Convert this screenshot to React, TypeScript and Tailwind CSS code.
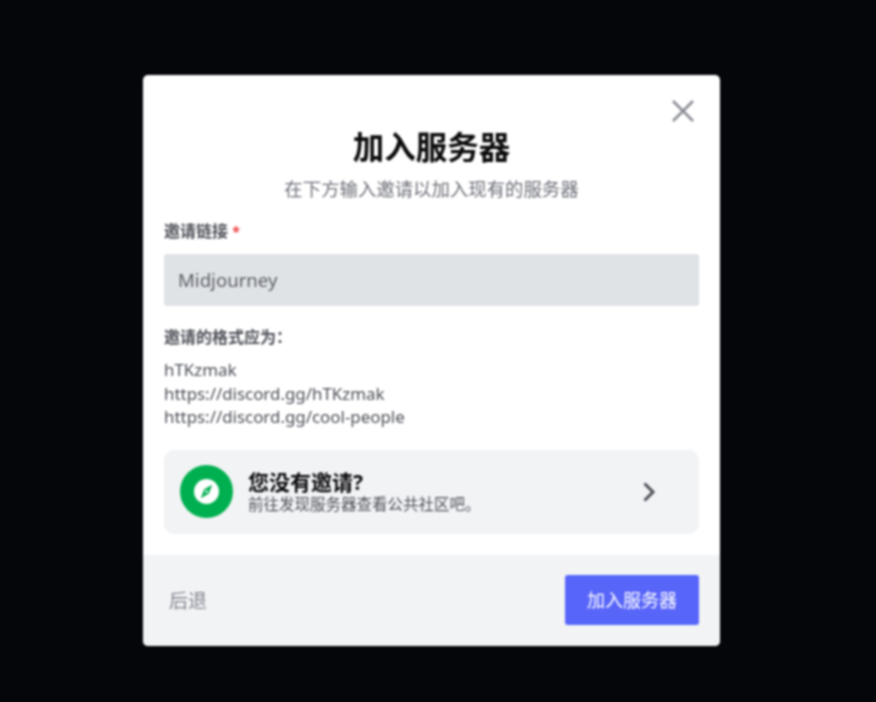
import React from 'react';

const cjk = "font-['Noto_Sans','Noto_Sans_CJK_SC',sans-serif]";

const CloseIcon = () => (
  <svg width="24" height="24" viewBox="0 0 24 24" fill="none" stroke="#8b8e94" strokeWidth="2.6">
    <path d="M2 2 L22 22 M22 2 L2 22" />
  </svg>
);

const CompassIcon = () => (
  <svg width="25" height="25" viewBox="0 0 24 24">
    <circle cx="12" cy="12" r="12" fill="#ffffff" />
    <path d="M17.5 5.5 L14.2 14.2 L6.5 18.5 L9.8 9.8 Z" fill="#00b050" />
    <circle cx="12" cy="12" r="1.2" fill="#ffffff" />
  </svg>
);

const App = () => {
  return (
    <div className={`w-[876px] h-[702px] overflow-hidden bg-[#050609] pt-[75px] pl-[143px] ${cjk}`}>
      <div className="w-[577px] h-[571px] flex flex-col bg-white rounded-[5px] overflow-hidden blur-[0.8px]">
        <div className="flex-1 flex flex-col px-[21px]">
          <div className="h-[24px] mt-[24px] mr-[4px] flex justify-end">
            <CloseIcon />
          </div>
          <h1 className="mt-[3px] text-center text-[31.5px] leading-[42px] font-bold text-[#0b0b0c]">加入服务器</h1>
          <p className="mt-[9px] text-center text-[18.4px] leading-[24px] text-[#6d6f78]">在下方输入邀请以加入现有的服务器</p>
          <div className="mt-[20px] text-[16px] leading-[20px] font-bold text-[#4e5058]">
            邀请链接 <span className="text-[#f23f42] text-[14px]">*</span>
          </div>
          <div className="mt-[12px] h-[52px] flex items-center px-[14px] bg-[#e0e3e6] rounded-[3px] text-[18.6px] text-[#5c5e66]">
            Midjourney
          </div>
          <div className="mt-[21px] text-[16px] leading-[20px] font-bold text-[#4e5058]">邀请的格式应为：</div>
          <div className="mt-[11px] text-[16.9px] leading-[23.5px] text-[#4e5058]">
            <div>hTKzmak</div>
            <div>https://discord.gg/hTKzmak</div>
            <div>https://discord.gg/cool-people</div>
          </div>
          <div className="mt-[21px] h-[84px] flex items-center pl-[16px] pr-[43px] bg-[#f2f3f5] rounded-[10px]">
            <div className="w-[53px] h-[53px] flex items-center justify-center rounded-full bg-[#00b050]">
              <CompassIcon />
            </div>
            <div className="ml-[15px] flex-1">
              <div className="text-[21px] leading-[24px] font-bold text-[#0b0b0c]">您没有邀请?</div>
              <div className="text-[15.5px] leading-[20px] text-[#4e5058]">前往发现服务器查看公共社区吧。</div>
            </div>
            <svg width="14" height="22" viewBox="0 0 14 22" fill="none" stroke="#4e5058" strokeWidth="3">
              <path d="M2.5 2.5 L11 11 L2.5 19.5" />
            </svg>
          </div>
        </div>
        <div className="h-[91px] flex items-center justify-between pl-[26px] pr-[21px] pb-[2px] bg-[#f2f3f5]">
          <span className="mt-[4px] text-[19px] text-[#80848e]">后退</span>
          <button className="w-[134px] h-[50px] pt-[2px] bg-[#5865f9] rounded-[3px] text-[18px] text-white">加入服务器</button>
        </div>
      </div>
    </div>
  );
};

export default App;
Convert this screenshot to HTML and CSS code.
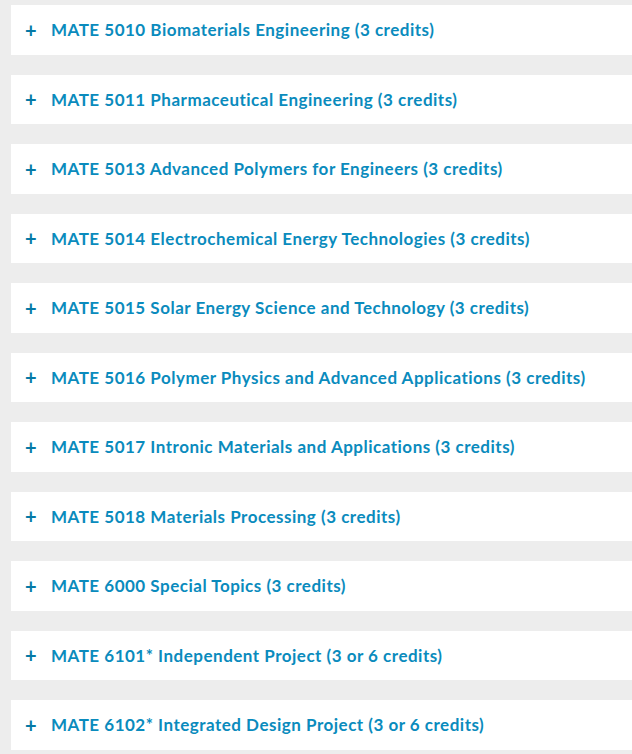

───

Reproduce every entry exactly, but omit each picture.

* _Exercise output_
Convert this screenshot to React, TypeScript and Tailwind CSS code.
import React from 'react';

const cjk = "font-['Noto_Sans','Noto_Sans_CJK_SC',sans-serif]";

const CloseIcon = () => (
  <svg width="24" height="24" viewBox="0 0 24 24" fill="none" stroke="#8b8e94" strokeWidth="2.6">
    <path d="M2 2 L22 22 M22 2 L2 22" />
  </svg>
);

const CompassIcon = () => (
  <svg width="25" height="25" viewBox="0 0 24 24">
    <circle cx="12" cy="12" r="12" fill="#ffffff" />
    <path d="M17.5 5.5 L14.2 14.2 L6.5 18.5 L9.8 9.8 Z" fill="#00b050" />
    <circle cx="12" cy="12" r="1.2" fill="#ffffff" />
  </svg>
);

const App = () => {
  return (
    <div className={`w-[876px] h-[702px] overflow-hidden bg-[#050609] pt-[75px] pl-[143px] ${cjk}`}>
      <div className="w-[577px] h-[571px] flex flex-col bg-white rounded-[5px] overflow-hidden blur-[0.8px]">
        <div className="flex-1 flex flex-col px-[21px]">
          <div className="h-[24px] mt-[24px] mr-[4px] flex justify-end">
            <CloseIcon />
          </div>
          <h1 className="mt-[3px] text-center text-[31.5px] leading-[42px] font-bold text-[#0b0b0c]">加入服务器</h1>
          <p className="mt-[9px] text-center text-[18.4px] leading-[24px] text-[#6d6f78]">在下方输入邀请以加入现有的服务器</p>
          <div className="mt-[20px] text-[16px] leading-[20px] font-bold text-[#4e5058]">
            邀请链接 <span className="text-[#f23f42] text-[14px]">*</span>
          </div>
          <div className="mt-[12px] h-[52px] flex items-center px-[14px] bg-[#e0e3e6] rounded-[3px] text-[18.6px] text-[#5c5e66]">
            Midjourney
          </div>
          <div className="mt-[21px] text-[16px] leading-[20px] font-bold text-[#4e5058]">邀请的格式应为：</div>
          <div className="mt-[11px] text-[16.9px] leading-[23.5px] text-[#4e5058]">
            <div>hTKzmak</div>
            <div>https://discord.gg/hTKzmak</div>
            <div>https://discord.gg/cool-people</div>
          </div>
          <div className="mt-[21px] h-[84px] flex items-center pl-[16px] pr-[43px] bg-[#f2f3f5] rounded-[10px]">
            <div className="w-[53px] h-[53px] flex items-center justify-center rounded-full bg-[#00b050]">
              <CompassIcon />
            </div>
            <div className="ml-[15px] flex-1">
              <div className="text-[21px] leading-[24px] font-bold text-[#0b0b0c]">您没有邀请?</div>
              <div className="text-[15.5px] leading-[20px] text-[#4e5058]">前往发现服务器查看公共社区吧。</div>
            </div>
            <svg width="14" height="22" viewBox="0 0 14 22" fill="none" stroke="#4e5058" strokeWidth="3">
              <path d="M2.5 2.5 L11 11 L2.5 19.5" />
            </svg>
          </div>
        </div>
        <div className="h-[91px] flex items-center justify-between pl-[26px] pr-[21px] pb-[2px] bg-[#f2f3f5]">
          <span className="mt-[4px] text-[19px] text-[#80848e]">后退</span>
          <button className="w-[134px] h-[50px] pt-[2px] bg-[#5865f9] rounded-[3px] text-[18px] text-white">加入服务器</button>
        </div>
      </div>
    </div>
  );
};

export default App;
Convert this screenshot to HTML and CSS code.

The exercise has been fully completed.